**GIVEN PROBLEM**.
Retype the material word for word.

[Interface markup and scripts]
......

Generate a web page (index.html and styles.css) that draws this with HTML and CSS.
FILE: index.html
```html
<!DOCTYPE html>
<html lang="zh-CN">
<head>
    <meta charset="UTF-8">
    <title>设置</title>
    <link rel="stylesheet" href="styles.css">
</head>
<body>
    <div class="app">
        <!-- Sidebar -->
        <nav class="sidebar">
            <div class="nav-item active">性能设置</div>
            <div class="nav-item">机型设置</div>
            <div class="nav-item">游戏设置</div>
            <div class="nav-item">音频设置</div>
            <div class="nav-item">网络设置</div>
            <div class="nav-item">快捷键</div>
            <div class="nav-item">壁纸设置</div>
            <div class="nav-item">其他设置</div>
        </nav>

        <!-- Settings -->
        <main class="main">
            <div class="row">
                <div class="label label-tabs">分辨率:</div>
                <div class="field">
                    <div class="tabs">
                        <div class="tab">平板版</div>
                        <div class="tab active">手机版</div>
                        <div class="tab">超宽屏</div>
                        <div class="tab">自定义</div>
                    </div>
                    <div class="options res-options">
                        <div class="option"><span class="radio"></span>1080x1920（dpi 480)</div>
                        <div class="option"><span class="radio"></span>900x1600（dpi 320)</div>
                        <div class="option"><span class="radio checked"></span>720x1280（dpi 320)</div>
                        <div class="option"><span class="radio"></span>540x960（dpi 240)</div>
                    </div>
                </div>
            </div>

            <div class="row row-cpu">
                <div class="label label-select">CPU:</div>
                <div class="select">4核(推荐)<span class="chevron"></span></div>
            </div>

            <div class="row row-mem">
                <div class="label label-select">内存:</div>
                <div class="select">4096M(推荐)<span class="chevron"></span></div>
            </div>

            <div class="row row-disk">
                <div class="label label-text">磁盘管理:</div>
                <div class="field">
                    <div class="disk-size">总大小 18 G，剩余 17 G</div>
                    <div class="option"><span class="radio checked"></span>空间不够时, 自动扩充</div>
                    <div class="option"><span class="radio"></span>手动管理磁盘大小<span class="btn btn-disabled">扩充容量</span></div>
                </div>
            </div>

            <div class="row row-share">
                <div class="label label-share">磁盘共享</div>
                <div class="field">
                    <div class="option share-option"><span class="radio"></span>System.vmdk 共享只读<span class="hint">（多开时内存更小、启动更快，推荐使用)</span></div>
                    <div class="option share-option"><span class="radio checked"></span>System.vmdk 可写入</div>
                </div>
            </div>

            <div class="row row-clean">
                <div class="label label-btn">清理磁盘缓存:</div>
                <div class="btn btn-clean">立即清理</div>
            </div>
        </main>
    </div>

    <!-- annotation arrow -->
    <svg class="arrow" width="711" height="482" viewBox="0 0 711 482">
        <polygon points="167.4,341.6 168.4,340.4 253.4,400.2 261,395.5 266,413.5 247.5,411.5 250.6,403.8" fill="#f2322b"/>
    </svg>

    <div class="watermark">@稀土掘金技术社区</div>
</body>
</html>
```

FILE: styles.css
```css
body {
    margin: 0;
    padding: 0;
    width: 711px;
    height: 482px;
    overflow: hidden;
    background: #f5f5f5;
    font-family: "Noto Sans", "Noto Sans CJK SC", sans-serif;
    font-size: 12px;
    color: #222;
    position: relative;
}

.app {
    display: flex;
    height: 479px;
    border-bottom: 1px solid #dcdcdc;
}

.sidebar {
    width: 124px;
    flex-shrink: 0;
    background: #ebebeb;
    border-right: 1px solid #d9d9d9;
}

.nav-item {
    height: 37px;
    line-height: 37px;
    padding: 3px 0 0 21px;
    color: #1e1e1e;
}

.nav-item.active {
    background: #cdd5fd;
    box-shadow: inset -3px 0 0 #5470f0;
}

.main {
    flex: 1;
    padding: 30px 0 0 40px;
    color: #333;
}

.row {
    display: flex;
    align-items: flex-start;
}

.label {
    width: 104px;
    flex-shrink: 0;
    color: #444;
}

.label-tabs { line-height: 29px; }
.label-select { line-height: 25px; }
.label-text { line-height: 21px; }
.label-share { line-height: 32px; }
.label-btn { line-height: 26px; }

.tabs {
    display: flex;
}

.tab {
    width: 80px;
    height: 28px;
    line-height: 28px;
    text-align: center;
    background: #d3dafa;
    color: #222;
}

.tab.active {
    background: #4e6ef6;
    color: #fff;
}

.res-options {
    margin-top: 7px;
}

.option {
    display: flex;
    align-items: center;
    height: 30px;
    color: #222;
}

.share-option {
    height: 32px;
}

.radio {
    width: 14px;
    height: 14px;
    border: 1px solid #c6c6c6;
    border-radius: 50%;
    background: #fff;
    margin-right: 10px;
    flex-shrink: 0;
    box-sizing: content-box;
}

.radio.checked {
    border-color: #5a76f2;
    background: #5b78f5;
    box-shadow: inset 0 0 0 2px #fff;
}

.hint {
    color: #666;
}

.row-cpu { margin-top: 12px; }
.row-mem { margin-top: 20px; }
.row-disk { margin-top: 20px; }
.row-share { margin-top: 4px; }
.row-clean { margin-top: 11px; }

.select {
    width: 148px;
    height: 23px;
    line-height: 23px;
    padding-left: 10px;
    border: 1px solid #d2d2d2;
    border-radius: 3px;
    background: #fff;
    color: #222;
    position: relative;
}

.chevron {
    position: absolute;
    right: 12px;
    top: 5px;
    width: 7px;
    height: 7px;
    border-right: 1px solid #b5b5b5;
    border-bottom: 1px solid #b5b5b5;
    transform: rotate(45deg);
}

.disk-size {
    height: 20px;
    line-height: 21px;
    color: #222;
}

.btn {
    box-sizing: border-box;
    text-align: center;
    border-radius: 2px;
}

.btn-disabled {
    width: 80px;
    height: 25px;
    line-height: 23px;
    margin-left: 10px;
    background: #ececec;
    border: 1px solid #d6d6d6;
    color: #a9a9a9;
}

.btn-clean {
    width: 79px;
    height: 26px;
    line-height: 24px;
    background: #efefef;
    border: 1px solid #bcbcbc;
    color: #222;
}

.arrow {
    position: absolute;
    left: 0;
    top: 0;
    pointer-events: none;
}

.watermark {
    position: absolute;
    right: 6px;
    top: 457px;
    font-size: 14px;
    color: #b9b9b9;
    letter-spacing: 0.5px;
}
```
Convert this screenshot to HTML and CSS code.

......

**RESULT OF THE TASK**.
Generate a web page (index.html and styles.css) that draws this with HTML and CSS.
FILE: index.html
```html
<!DOCTYPE html>
<html lang="zh-CN">
<head>
    <meta charset="UTF-8">
    <title>设置</title>
    <link rel="stylesheet" href="styles.css">
</head>
<body>
    <div class="app">
        <!-- Sidebar -->
        <nav class="sidebar">
            <div class="nav-item active">性能设置</div>
            <div class="nav-item">机型设置</div>
            <div class="nav-item">游戏设置</div>
            <div class="nav-item">音频设置</div>
            <div class="nav-item">网络设置</div>
            <div class="nav-item">快捷键</div>
            <div class="nav-item">壁纸设置</div>
            <div class="nav-item">其他设置</div>
        </nav>

        <!-- Settings -->
        <main class="main">
            <div class="row">
                <div class="label label-tabs">分辨率:</div>
                <div class="field">
                    <div class="tabs">
                        <div class="tab">平板版</div>
                        <div class="tab active">手机版</div>
                        <div class="tab">超宽屏</div>
                        <div class="tab">自定义</div>
                    </div>
                    <div class="options res-options">
                        <div class="option"><span class="radio"></span>1080x1920（dpi 480)</div>
                        <div class="option"><span class="radio"></span>900x1600（dpi 320)</div>
                        <div class="option"><span class="radio checked"></span>720x1280（dpi 320)</div>
                        <div class="option"><span class="radio"></span>540x960（dpi 240)</div>
                    </div>
                </div>
            </div>

            <div class="row row-cpu">
                <div class="label label-select">CPU:</div>
                <div class="select">4核(推荐)<span class="chevron"></span></div>
            </div>

            <div class="row row-mem">
                <div class="label label-select">内存:</div>
                <div class="select">4096M(推荐)<span class="chevron"></span></div>
            </div>

            <div class="row row-disk">
                <div class="label label-text">磁盘管理:</div>
                <div class="field">
                    <div class="disk-size">总大小 18 G，剩余 17 G</div>
                    <div class="option"><span class="radio checked"></span>空间不够时, 自动扩充</div>
                    <div class="option"><span class="radio"></span>手动管理磁盘大小<span class="btn btn-disabled">扩充容量</span></div>
                </div>
            </div>

            <div class="row row-share">
                <div class="label label-share">磁盘共享</div>
                <div class="field">
                    <div class="option share-option"><span class="radio"></span>System.vmdk 共享只读<span class="hint">（多开时内存更小、启动更快，推荐使用)</span></div>
                    <div class="option share-option"><span class="radio checked"></span>System.vmdk 可写入</div>
                </div>
            </div>

            <div class="row row-clean">
                <div class="label label-btn">清理磁盘缓存:</div>
                <div class="btn btn-clean">立即清理</div>
            </div>
        </main>
    </div>

    <!-- annotation arrow -->
    <svg class="arrow" width="711" height="482" viewBox="0 0 711 482">
        <polygon points="167.4,341.6 168.4,340.4 253.4,400.2 261,395.5 266,413.5 247.5,411.5 250.6,403.8" fill="#f2322b"/>
    </svg>

    <div class="watermark">@稀土掘金技术社区</div>
</body>
</html>
```

FILE: styles.css
```css
body {
    margin: 0;
    padding: 0;
    width: 711px;
    height: 482px;
    overflow: hidden;
    background: #f5f5f5;
    font-family: "Noto Sans", "Noto Sans CJK SC", sans-serif;
    font-size: 12px;
    color: #222;
    position: relative;
}

.app {
    display: flex;
    height: 479px;
    border-bottom: 1px solid #dcdcdc;
}

.sidebar {
    width: 124px;
    flex-shrink: 0;
    background: #ebebeb;
    border-right: 1px solid #d9d9d9;
}

.nav-item {
    height: 37px;
    line-height: 37px;
    padding: 3px 0 0 21px;
    color: #1e1e1e;
}

.nav-item.active {
    background: #cdd5fd;
    box-shadow: inset -3px 0 0 #5470f0;
}

.main {
    flex: 1;
    padding: 30px 0 0 40px;
    color: #333;
}

.row {
    display: flex;
    align-items: flex-start;
}

.label {
    width: 104px;
    flex-shrink: 0;
    color: #444;
}

.label-tabs { line-height: 29px; }
.label-select { line-height: 25px; }
.label-text { line-height: 21px; }
.label-share { line-height: 32px; }
.label-btn { line-height: 26px; }

.tabs {
    display: flex;
}

.tab {
    width: 80px;
    height: 28px;
    line-height: 28px;
    text-align: center;
    background: #d3dafa;
    color: #222;
}

.tab.active {
    background: #4e6ef6;
    color: #fff;
}

.res-options {
    margin-top: 7px;
}

.option {
    display: flex;
    align-items: center;
    height: 30px;
    color: #222;
}

.share-option {
    height: 32px;
}

.radio {
    width: 14px;
    height: 14px;
    border: 1px solid #c6c6c6;
    border-radius: 50%;
    background: #fff;
    margin-right: 10px;
    flex-shrink: 0;
    box-sizing: content-box;
}

.radio.checked {
    border-color: #5a76f2;
    background: #5b78f5;
    box-shadow: inset 0 0 0 2px #fff;
}

.hint {
    color: #666;
}

.row-cpu { margin-top: 12px; }
.row-mem { margin-top: 20px; }
.row-disk { margin-top: 20px; }
.row-share { margin-top: 4px; }
.row-clean { margin-top: 11px; }

.select {
    width: 148px;
    height: 23px;
    line-height: 23px;
    padding-left: 10px;
    border: 1px solid #d2d2d2;
    border-radius: 3px;
    background: #fff;
    color: #222;
    position: relative;
}

.chevron {
    position: absolute;
    right: 12px;
    top: 5px;
    width: 7px;
    height: 7px;
    border-right: 1px solid #b5b5b5;
    border-bottom: 1px solid #b5b5b5;
    transform: rotate(45deg);
}

.disk-size {
    height: 20px;
    line-height: 21px;
    color: #222;
}

.btn {
    box-sizing: border-box;
    text-align: center;
    border-radius: 2px;
}

.btn-disabled {
    width: 80px;
    height: 25px;
    line-height: 23px;
    margin-left: 10px;
    background: #ececec;
    border: 1px solid #d6d6d6;
    color: #a9a9a9;
}

.btn-clean {
    width: 79px;
    height: 26px;
    line-height: 24px;
    background: #efefef;
    border: 1px solid #bcbcbc;
    color: #222;
}

.arrow {
    position: absolute;
    left: 0;
    top: 0;
    pointer-events: none;
}

.watermark {
    position: absolute;
    right: 6px;
    top: 457px;
    font-size: 14px;
    color: #b9b9b9;
    letter-spacing: 0.5px;
}
```
Convert this screenshot to HTML and CSS code.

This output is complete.